Task directions.
Using the data below, copy each line that includes the word "with".

BEGIN

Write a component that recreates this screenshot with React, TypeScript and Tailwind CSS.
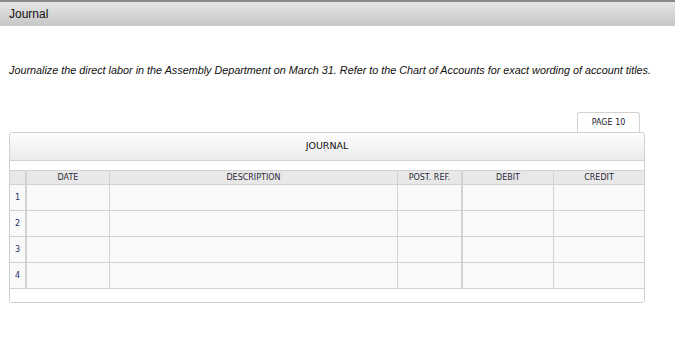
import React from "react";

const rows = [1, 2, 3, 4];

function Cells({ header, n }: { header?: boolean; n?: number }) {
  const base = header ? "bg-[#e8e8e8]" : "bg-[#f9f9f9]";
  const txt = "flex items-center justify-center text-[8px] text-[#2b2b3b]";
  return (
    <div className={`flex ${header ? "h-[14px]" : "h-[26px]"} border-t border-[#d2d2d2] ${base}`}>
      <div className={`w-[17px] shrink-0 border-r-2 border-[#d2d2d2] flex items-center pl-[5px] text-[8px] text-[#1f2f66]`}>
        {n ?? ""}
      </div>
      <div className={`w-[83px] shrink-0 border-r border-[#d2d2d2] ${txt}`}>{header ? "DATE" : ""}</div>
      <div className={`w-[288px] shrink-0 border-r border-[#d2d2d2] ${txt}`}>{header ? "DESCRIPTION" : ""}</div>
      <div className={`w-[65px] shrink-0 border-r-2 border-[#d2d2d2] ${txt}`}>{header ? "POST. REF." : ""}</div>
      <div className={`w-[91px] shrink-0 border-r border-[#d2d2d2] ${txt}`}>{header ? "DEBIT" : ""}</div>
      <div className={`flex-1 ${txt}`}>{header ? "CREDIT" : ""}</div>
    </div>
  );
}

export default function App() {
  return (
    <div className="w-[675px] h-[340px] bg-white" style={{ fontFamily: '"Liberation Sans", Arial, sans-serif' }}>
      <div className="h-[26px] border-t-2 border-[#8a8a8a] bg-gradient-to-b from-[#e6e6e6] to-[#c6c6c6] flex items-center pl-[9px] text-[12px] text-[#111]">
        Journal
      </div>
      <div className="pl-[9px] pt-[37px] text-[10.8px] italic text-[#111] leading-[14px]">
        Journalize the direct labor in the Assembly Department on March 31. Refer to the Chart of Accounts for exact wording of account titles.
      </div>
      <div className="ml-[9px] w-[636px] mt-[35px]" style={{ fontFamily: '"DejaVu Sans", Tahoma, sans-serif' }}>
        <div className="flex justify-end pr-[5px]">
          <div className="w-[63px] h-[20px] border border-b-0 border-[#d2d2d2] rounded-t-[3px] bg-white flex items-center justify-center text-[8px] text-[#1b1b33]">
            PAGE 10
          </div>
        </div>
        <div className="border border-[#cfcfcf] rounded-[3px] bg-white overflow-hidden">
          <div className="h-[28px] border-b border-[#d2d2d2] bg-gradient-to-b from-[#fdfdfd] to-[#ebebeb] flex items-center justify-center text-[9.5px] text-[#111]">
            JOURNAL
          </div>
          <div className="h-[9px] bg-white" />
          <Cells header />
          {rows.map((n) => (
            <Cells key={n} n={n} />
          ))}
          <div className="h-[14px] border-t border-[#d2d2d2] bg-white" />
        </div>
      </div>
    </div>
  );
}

END
BEGIN

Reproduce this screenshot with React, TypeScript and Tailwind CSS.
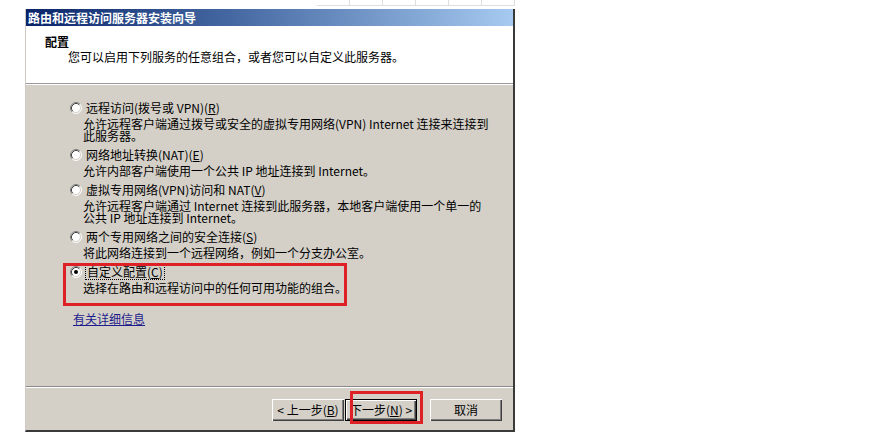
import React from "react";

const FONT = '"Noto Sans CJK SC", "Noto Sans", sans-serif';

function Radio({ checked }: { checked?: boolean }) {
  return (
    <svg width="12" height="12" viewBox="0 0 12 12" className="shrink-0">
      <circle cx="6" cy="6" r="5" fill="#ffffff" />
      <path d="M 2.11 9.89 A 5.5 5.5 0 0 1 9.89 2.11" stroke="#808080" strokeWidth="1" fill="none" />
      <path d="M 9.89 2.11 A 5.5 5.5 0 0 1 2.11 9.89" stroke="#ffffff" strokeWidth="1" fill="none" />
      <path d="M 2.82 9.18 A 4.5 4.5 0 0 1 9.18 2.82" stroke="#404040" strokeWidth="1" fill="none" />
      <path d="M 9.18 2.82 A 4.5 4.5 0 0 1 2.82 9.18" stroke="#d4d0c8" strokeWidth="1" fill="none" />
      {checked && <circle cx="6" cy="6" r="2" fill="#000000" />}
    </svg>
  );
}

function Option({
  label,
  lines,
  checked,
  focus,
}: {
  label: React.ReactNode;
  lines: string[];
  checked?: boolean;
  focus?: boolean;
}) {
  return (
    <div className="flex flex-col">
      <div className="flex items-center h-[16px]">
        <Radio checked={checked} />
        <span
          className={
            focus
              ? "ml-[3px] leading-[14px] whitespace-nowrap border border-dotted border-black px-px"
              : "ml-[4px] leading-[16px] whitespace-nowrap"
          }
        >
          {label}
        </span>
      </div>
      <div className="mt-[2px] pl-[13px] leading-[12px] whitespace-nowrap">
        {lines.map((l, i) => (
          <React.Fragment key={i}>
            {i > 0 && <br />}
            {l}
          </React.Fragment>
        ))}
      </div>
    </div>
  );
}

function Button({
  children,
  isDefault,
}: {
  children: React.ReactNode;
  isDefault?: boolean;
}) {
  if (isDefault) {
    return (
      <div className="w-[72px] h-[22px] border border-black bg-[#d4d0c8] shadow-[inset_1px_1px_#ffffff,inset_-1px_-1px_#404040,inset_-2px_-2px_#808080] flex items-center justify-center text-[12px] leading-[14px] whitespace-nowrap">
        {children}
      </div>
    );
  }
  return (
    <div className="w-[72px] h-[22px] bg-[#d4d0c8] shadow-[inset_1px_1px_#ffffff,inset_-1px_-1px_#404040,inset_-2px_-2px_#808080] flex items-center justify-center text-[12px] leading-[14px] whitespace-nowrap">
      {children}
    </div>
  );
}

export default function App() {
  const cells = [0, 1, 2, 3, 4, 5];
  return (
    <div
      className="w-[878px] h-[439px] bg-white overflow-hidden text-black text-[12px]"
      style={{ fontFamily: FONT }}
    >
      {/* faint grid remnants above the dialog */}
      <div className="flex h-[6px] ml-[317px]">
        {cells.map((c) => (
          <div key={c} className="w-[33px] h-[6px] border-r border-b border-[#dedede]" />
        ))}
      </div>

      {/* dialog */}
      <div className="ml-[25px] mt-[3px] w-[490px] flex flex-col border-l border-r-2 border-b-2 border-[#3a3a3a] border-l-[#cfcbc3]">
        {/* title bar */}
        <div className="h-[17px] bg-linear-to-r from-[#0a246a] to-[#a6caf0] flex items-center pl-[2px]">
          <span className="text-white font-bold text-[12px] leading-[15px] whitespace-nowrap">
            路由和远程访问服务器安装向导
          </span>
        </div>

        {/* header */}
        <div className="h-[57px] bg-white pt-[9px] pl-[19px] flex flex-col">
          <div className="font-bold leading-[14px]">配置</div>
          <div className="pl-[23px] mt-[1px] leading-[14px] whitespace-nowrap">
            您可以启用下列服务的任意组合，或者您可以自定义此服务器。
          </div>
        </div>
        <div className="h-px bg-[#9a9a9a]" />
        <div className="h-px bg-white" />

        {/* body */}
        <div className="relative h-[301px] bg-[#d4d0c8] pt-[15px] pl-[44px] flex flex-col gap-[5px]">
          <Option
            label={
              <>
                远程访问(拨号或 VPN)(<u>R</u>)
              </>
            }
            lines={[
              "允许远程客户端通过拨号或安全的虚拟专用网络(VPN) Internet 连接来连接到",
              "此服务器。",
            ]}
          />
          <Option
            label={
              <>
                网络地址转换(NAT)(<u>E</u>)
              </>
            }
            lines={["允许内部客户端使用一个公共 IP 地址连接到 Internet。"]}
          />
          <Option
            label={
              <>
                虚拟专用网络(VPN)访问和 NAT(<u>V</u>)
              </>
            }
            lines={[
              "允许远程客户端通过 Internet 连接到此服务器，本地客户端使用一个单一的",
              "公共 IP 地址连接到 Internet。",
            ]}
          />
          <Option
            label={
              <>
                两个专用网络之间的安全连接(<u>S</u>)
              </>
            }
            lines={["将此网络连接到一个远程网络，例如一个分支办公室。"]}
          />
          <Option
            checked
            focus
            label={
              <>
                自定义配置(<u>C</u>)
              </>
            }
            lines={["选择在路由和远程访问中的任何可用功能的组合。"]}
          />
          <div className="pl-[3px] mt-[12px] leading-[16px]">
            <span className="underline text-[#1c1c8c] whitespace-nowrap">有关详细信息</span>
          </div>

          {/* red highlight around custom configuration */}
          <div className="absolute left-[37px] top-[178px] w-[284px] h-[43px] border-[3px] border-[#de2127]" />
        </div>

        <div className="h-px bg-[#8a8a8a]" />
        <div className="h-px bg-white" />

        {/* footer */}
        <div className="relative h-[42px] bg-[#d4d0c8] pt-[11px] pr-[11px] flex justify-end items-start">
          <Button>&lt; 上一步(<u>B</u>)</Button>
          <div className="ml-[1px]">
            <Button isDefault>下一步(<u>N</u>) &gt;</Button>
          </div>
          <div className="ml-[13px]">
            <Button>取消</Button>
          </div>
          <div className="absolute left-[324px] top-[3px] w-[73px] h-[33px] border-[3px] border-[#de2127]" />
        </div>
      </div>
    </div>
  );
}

END

Response to this task.
Write a component that recreates this screenshot with React, TypeScript and Tailwind CSS.
Reproduce this screenshot with React, TypeScript and Tailwind CSS.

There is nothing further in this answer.